The Health Affairs lawsuit offers a preview of how these arguments could play out in court. In September, the conservative advocacy group Do No Harm—whose chairman, Dr. Stanley Goldfarb, is an avid Washington Free Beacon reader and the father of Free Beacon chairman Michael Goldfarb—filed a discrimination complaint against the journal, alleging that its “Health Equity Fellowship for Trainees” violated multiple civil rights laws. The fellowship, which provides publishing and mentorship opportunities, accepts only “American Indian/Alaskan Native, African American/Black, Asian American, Native Hawaiian and other Pacific Islander, and Hispanic/Latino” applicants, per the program’s eligibility criteria.
But just as the Boy Scouts argued that they could not convey their message about homosexuality without excluding gays, Health Affairs is arguing that it cannot convey its message about health equity without excluding whites. The filing quotes a line from Rehnquist’s Dale opinion—anti-discrimination law “cannot ‘justify … a severe intrusion on [an organization’s] right to freedom of expressive association'”—to suggest that the First Amendment licenses the fellowship criteria, which it calls an “integral part” of Health Affairs‘s equity initiative.
Do No Harm, on the other hand, is echoing the slippery slope argument the ACLU made in Dale, warning that Health Affairs‘s defense will invite a radical retrenchment of civil rights.
“Under Defendants’ theory of freedom of association, the First Amendment would also permit all-white fellowships,” Do No Harm said in an October filing. “This flies in the face of a mountain of precedent that accumulated for decades.”
Though the Supreme Court accepted the free association argument in Dale, it has rejected it in numerous other cases involving race discrimination—mostly against African Americans—and courts typically treat racism as a uniquely invidious prejudice. In Runyon v. McCary, for example, an all-white private school claimed it had a First Amendment right to exclude black children because of its sincere belief in segregation. The Supreme Court rejected that reasoning 7-2, holding that the belief in segregation was different from the practice of it.
“If you allow the free speech argument to prevail in the Health Affairs case, you’d also have to let it prevail in the private school case,” Bernstein said. “That would undermine the enforcement of all anti-discrimination laws, so no court is going to buy it.”

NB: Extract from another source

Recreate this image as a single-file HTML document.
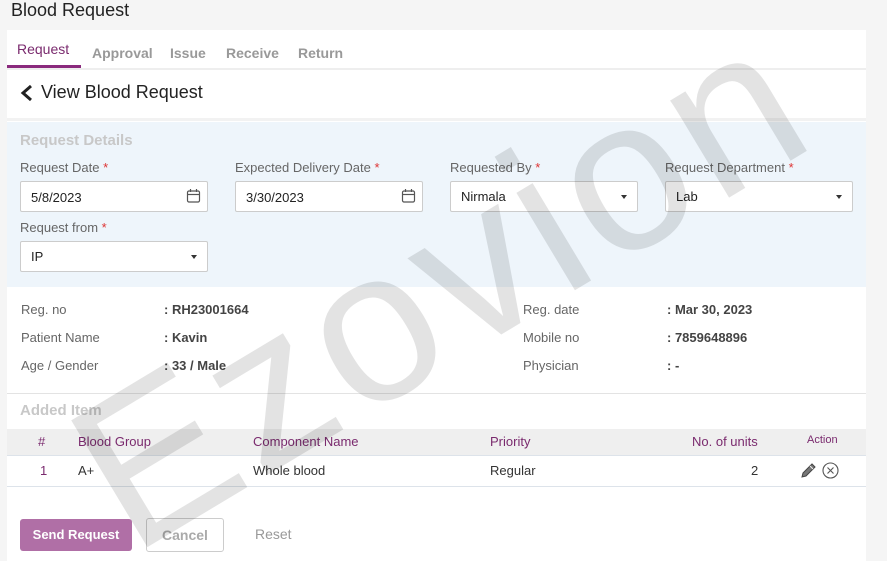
<!DOCTYPE html>
<html><head><style>
*{box-sizing:border-box;margin:0;padding:0}
html,body{width:887px;height:561px;overflow:hidden}
body{background:#f5f5f5;font-family:"Liberation Sans",sans-serif;font-size:13px;color:#333;position:relative}
.a{position:absolute;white-space:nowrap}
.card{position:absolute;left:7px;top:30px;width:859px;height:531px;background:#fff}
.lbl{color:#666;font-size:13px}
.req{color:#d33}
.inp{position:absolute;height:31px;border:1px solid #ccc;background:#fff;border-radius:2px;padding:8px 10px;font-size:13px;color:#222}
.car{position:absolute;right:10px;top:13px;border-left:3.5px solid transparent;border-right:3.5px solid transparent;border-top:4px solid #333}
.th{color:#7a2a6e;font-size:13px}
.wm{position:absolute;left:0;top:0;width:887px;height:561px;overflow:hidden;pointer-events:none}
</style></head><body>
<div class="a" style="left:11px;top:0px;font-size:18px;color:#222">Blood Request</div>
<div class="card"></div>
<div class="a" style="left:17px;top:41px;color:#7a2a6e;font-size:14px">Request</div>
<div class="a" style="left:7px;top:65px;width:74px;height:3px;background:#8a2a7d"></div>
<div class="a" style="left:92px;top:45px;color:#999;font-size:14px;font-weight:bold">Approval</div>
<div class="a" style="left:170px;top:45px;color:#999;font-size:14px;font-weight:bold">Issue</div>
<div class="a" style="left:226px;top:45px;color:#999;font-size:14px;font-weight:bold">Receive</div>
<div class="a" style="left:298px;top:45px;color:#999;font-size:14px;font-weight:bold">Return</div>
<div class="a" style="left:7px;top:68px;width:859px;height:2px;background:#eee"></div>
<svg class="a" style="left:20px;top:84px" width="14" height="18"><path d="M11 2 L3 9 L11 16" stroke="#222" stroke-width="3" fill="none"/></svg>
<div class="a" style="left:41px;top:82px;font-size:18px;color:#222">View Blood Request</div>
<div class="a" style="left:7px;top:118px;width:859px;height:3px;background:#f2f2f2"></div>
<div class="a" style="left:7px;top:122px;width:859px;height:165px;background:#eef5fb"></div>
<div class="a" style="left:20px;top:132px;font-size:15px;font-weight:bold;color:#c8c8c8">Request Details</div>
<div class="a lbl" style="left:20px;top:160px">Request Date <span class="req">*</span></div>
<div class="a lbl" style="left:235px;top:160px">Expected Delivery Date <span class="req">*</span></div>
<div class="a lbl" style="left:450px;top:160px">Requested By <span class="req">*</span></div>
<div class="a lbl" style="left:665px;top:160px">Request Department <span class="req">*</span></div>
<div class="inp" style="left:20px;top:181px;width:188px">5/8/2023<svg style="position:absolute;right:6px;top:6px" width="15" height="16"><rect x="1.5" y="3" width="12" height="11" rx="1.5" fill="none" stroke="#555" stroke-width="1.2"/><line x1="1.5" y1="6.5" x2="13.5" y2="6.5" stroke="#555" stroke-width="1.2"/><line x1="4.5" y1="1" x2="4.5" y2="4" stroke="#555" stroke-width="1.2"/><line x1="10.5" y1="1" x2="10.5" y2="4" stroke="#555" stroke-width="1.2"/></svg></div>
<div class="inp" style="left:235px;top:181px;width:188px">3/30/2023<svg style="position:absolute;right:6px;top:6px" width="15" height="16"><rect x="1.5" y="3" width="12" height="11" rx="1.5" fill="none" stroke="#555" stroke-width="1.2"/><line x1="1.5" y1="6.5" x2="13.5" y2="6.5" stroke="#555" stroke-width="1.2"/><line x1="4.5" y1="1" x2="4.5" y2="4" stroke="#555" stroke-width="1.2"/><line x1="10.5" y1="1" x2="10.5" y2="4" stroke="#555" stroke-width="1.2"/></svg></div>
<div class="inp" style="left:450px;top:181px;width:188px;padding-top:7px">Nirmala<span class="car"></span></div>
<div class="inp" style="left:665px;top:181px;width:188px;padding-top:7px">Lab<span class="car"></span></div>
<div class="a lbl" style="left:20px;top:220px">Request from <span class="req">*</span></div>
<div class="inp" style="left:20px;top:241px;width:188px;padding-top:7px">IP<span class="car"></span></div>
<div class="a lbl" style="left:21px;top:302px">Reg. no</div>
<div class="a lbl" style="left:21px;top:330px">Patient Name</div>
<div class="a lbl" style="left:21px;top:358px">Age / Gender</div>
<div class="a" style="left:164px;top:302px;font-weight:bold;color:#444">: RH23001664</div>
<div class="a" style="left:164px;top:330px;font-weight:bold;color:#444">: Kavin</div>
<div class="a" style="left:164px;top:358px;font-weight:bold;color:#444">: 33 / Male</div>
<div class="a lbl" style="left:523px;top:302px">Reg. date</div>
<div class="a lbl" style="left:523px;top:330px">Mobile no</div>
<div class="a lbl" style="left:523px;top:358px">Physician</div>
<div class="a" style="left:667px;top:302px;font-weight:bold;color:#444">: Mar 30, 2023</div>
<div class="a" style="left:667px;top:330px;font-weight:bold;color:#444">: 7859648896</div>
<div class="a" style="left:667px;top:358px;font-weight:bold;color:#444">: -</div>
<div class="a" style="left:7px;top:393px;width:859px;height:1px;background:#e3e3e3"></div>
<div class="a" style="left:20px;top:402px;font-size:15px;font-weight:bold;color:#c8c8c8">Added Item</div>
<div class="a" style="left:7px;top:429px;width:859px;height:27px;background:#efefef;border-bottom:1px solid #dde3ea"></div>
<div class="a th" style="left:38px;top:434px">#</div>
<div class="a th" style="left:78px;top:434px">Blood Group</div>
<div class="a th" style="left:253px;top:434px">Component Name</div>
<div class="a th" style="left:490px;top:434px">Priority</div>
<div class="a th" style="left:692px;top:434px">No. of units</div>
<div class="a th" style="left:807px;top:434px;font-size:11px">Action</div>
<div class="a" style="left:40px;top:463px;color:#7a2a6e">1</div>
<div class="a" style="left:78px;top:463px">A+</div>
<div class="a" style="left:253px;top:463px">Whole blood</div>
<div class="a" style="left:490px;top:463px">Regular</div>
<div class="a" style="left:751px;top:463px">2</div>
<svg class="a" style="left:799px;top:462px" width="18" height="18"><path d="M3 15 L4 11 L13 2 L16 5 L7 14 Z" fill="#777" stroke="#444" stroke-width="1"/><line x1="11" y1="4" x2="14" y2="7" stroke="#eee"/></svg>
<svg class="a" style="left:822px;top:462px" width="18" height="18"><circle cx="8.5" cy="8.5" r="7.5" fill="none" stroke="#555" stroke-width="1.1"/><path d="M5.5 5.5 L11.5 11.5 M11.5 5.5 L5.5 11.5" stroke="#555" stroke-width="1.1"/></svg>
<div class="a" style="left:7px;top:486px;width:859px;height:1px;background:#dde3ea"></div>
<div class="a" style="left:20px;top:519px;width:112px;height:32px;background:#b06fa6;border-radius:3px;color:#fff;font-weight:bold;text-align:center;line-height:32px">Send Request</div>
<div class="a" style="left:146px;top:518px;width:78px;height:34px;border:1px solid #ccc;border-radius:3px;color:#aaa;font-weight:bold;font-size:14px;text-align:center;line-height:32px">Cancel</div>
<div class="a" style="left:255px;top:526px;color:#999;font-size:14px">Reset</div>
<div class="wm"><div class="a" style="left:440px;top:285px;transform:translate(-50%,-50%) rotate(-31deg);font-size:215px;color:rgba(0,0,0,0.11);letter-spacing:6px">Ezovion</div></div>
</body></html>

Health Affairs declined to comment on the implications of its argument, saying only that it was “confident” of the fellowship’s legality.
Beyond the radical precedent it would set, Health Affairs‘s defense ignores a number of other differences between the Dale case and this one. For example, Bernstein noted, Dale wasn’t just a member of the Scouts, but a leader and role model charged with inculcating moral values, which meant his open embrace of homosexuality was likely to impact the group’s message. It is less clear how accepting white fellows would prevent Health Affairs from conveying that diverse scholars are “vital to health equity.”
Another difference, Bernstein said, is that the Scouts were arguably excluding Dale over his support for homosexual conduct—he was the leader of a local gay rights group—not his homosexual identity as such. While Rehnquist’s opinion is a bit hazy on that distinction, there is no corresponding ambiguity about the Health Affairs fellowship: It excludes all white applicants regardless of their views or conduct.
The Boy Scouts also did not take federal funds, which means they were not bound by Title VI of the Civil Rights Act, the law that bans race discrimination in goverment-funded entities. Health Affairs, however, is part of a nonprofit organization, Project HOPE, that receives millions in government grants.
“Substantively, Defendants would have this Court declare a federally subsidized First Amendment right to racially discriminate,” Do No Harm said in its October filing. “That declaration would significantly upend the anti-discrimination efforts made since the Reconstruction era.”